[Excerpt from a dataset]
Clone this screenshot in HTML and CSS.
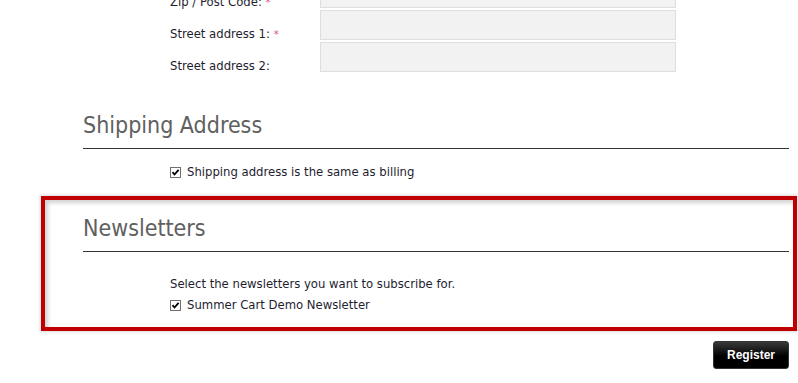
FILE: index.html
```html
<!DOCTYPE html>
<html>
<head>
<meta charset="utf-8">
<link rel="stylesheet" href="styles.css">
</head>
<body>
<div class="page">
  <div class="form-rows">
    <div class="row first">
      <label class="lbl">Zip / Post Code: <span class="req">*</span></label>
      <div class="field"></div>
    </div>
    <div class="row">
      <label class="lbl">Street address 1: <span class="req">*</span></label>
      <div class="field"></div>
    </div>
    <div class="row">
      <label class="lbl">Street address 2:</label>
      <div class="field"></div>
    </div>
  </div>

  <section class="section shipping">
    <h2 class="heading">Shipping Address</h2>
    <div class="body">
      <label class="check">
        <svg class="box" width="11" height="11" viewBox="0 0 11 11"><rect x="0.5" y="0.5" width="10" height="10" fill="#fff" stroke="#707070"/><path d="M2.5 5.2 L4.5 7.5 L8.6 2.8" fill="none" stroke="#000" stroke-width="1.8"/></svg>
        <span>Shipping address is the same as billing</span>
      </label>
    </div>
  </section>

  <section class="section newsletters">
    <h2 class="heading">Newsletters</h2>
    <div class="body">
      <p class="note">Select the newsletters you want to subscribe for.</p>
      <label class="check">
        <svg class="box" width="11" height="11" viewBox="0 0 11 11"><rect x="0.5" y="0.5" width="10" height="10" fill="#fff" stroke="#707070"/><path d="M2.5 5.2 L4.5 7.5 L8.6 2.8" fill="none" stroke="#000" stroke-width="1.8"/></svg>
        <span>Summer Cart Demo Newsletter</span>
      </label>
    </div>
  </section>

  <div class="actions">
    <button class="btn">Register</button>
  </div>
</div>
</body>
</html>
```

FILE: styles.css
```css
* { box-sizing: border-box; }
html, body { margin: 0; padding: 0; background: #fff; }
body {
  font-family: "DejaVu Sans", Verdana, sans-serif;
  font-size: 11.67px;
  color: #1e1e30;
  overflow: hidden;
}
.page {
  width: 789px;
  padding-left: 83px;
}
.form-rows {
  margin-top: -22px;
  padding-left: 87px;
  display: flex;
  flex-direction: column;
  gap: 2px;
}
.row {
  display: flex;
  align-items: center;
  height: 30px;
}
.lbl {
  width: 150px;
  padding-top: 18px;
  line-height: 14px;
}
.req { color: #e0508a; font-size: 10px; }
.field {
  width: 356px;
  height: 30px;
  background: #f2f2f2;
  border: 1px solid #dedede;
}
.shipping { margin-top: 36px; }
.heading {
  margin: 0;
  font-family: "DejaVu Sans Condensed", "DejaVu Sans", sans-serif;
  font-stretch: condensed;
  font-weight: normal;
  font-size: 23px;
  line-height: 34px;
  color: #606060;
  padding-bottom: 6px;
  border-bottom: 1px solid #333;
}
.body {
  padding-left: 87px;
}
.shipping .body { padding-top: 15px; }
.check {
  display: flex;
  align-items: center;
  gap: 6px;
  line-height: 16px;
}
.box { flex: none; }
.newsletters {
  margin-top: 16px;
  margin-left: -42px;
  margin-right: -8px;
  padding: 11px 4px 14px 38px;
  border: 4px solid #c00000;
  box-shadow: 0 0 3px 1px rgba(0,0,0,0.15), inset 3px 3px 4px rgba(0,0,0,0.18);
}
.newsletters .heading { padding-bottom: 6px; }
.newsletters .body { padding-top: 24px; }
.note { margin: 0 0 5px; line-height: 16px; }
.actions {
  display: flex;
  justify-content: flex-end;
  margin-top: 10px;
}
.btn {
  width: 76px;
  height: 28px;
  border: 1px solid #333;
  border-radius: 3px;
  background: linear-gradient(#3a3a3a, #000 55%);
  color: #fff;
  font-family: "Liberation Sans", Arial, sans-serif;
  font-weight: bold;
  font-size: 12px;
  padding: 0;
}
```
==
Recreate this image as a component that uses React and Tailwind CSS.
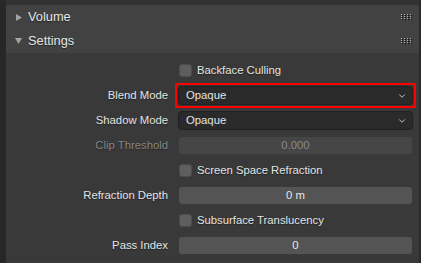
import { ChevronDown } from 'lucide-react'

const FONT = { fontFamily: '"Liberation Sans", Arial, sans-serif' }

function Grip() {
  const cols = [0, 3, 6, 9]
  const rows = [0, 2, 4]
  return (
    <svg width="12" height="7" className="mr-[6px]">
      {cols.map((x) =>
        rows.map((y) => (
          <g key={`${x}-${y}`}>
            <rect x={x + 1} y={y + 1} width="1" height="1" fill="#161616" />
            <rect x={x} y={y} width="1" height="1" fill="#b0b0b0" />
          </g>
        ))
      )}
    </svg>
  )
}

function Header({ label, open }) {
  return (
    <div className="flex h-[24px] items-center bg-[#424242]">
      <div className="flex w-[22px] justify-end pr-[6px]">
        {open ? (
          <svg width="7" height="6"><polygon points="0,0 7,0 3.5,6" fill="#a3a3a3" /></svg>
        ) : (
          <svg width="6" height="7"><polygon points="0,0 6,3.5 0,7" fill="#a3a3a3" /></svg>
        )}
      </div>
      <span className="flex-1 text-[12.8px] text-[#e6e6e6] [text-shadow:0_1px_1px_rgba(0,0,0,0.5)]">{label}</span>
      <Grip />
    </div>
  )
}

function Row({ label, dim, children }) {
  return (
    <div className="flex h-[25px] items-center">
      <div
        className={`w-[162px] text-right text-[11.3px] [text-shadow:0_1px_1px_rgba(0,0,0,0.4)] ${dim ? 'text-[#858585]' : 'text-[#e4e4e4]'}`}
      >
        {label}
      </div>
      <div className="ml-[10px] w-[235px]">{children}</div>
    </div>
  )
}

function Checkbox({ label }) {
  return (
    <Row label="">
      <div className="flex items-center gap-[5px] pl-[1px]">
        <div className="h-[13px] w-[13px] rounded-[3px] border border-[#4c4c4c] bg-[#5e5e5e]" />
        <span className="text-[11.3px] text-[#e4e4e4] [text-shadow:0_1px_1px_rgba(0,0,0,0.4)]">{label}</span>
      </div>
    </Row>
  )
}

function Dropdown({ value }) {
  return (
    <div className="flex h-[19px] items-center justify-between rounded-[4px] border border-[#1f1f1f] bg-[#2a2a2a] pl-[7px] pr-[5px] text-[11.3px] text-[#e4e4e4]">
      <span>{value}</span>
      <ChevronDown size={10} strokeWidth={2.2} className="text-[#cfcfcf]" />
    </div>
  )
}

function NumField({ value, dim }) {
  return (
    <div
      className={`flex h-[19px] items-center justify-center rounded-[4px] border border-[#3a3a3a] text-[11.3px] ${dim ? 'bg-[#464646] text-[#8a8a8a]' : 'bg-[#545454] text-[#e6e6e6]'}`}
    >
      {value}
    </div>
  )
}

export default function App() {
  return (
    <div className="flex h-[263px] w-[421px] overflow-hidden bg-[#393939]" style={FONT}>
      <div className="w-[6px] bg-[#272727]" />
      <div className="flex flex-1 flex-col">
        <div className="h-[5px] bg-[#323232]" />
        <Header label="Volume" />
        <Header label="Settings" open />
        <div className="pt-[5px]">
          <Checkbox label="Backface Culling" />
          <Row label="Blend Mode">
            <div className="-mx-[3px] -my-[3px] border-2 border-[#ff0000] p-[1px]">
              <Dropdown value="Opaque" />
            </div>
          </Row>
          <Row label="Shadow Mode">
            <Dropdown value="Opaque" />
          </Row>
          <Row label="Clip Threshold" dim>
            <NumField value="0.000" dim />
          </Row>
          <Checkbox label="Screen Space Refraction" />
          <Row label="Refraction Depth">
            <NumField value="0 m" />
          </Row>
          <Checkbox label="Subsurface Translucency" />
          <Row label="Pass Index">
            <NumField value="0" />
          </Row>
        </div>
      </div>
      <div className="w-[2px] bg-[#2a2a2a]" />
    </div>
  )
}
==
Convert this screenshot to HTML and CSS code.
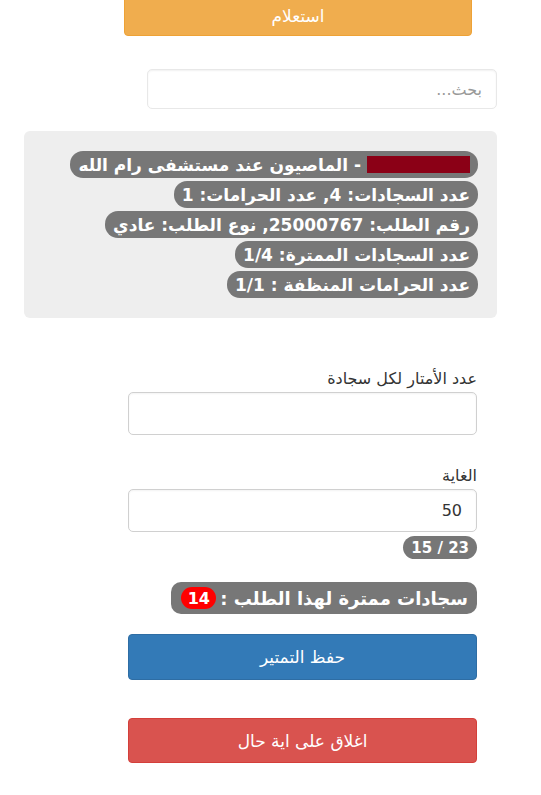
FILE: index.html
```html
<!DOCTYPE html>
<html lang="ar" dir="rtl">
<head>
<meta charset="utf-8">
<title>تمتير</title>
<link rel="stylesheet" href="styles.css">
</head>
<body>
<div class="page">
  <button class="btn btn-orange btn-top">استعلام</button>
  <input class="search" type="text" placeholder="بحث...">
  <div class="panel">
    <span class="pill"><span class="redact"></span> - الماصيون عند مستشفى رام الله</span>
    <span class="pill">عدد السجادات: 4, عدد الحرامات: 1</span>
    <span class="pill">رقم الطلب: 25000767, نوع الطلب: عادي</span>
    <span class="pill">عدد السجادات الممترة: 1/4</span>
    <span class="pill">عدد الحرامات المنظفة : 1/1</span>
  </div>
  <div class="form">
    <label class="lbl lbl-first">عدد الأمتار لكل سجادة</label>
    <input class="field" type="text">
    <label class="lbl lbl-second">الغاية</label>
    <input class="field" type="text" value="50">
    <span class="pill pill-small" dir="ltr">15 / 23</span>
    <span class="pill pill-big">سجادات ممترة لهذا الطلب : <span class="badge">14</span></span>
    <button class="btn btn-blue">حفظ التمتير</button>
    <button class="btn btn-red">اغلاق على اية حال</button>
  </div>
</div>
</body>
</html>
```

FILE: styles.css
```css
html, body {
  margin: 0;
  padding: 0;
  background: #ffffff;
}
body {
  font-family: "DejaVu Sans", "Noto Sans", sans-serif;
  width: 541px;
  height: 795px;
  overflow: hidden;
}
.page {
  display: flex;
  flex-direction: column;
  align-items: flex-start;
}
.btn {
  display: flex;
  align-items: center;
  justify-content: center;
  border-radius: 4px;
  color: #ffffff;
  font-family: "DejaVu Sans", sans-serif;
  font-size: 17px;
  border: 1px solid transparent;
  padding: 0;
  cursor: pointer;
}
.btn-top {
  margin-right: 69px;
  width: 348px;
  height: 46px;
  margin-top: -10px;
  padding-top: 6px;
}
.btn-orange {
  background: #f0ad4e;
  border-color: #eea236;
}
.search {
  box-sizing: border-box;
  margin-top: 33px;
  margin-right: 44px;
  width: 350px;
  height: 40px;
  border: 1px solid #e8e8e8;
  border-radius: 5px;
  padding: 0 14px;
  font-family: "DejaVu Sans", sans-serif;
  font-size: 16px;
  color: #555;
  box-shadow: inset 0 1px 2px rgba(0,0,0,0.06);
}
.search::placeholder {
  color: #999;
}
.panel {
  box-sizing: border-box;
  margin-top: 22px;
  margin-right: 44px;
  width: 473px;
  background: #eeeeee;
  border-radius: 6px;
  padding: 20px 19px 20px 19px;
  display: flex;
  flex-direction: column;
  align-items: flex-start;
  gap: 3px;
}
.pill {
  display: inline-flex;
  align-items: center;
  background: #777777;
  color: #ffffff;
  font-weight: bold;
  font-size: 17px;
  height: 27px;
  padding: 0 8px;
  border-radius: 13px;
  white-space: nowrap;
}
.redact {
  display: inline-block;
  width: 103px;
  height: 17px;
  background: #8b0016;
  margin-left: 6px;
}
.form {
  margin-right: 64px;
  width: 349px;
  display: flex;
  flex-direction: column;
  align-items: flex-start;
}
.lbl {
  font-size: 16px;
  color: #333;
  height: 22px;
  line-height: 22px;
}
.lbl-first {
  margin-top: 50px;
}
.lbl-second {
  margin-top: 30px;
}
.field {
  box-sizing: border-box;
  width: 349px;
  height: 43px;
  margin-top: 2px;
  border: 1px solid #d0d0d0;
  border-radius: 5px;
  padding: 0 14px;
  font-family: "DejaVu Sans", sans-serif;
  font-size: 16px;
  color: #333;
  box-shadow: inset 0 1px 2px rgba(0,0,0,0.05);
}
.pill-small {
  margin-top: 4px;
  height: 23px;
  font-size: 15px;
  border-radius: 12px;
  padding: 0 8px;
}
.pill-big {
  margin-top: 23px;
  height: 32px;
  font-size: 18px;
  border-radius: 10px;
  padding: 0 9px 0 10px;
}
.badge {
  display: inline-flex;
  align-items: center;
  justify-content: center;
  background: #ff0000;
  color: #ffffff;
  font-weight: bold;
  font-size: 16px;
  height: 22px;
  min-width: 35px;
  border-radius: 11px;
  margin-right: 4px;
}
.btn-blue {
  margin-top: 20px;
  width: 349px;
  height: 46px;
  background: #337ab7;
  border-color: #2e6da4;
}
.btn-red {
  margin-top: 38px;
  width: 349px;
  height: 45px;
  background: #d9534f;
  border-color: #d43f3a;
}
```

### [AIM OF THE TASK]
Keep only those lines of the records that hold "screenshot", and return them.

### [RESPONSE TO THIS EXERCISE]
Clone this screenshot in HTML and CSS.
Convert this screenshot to HTML and CSS code.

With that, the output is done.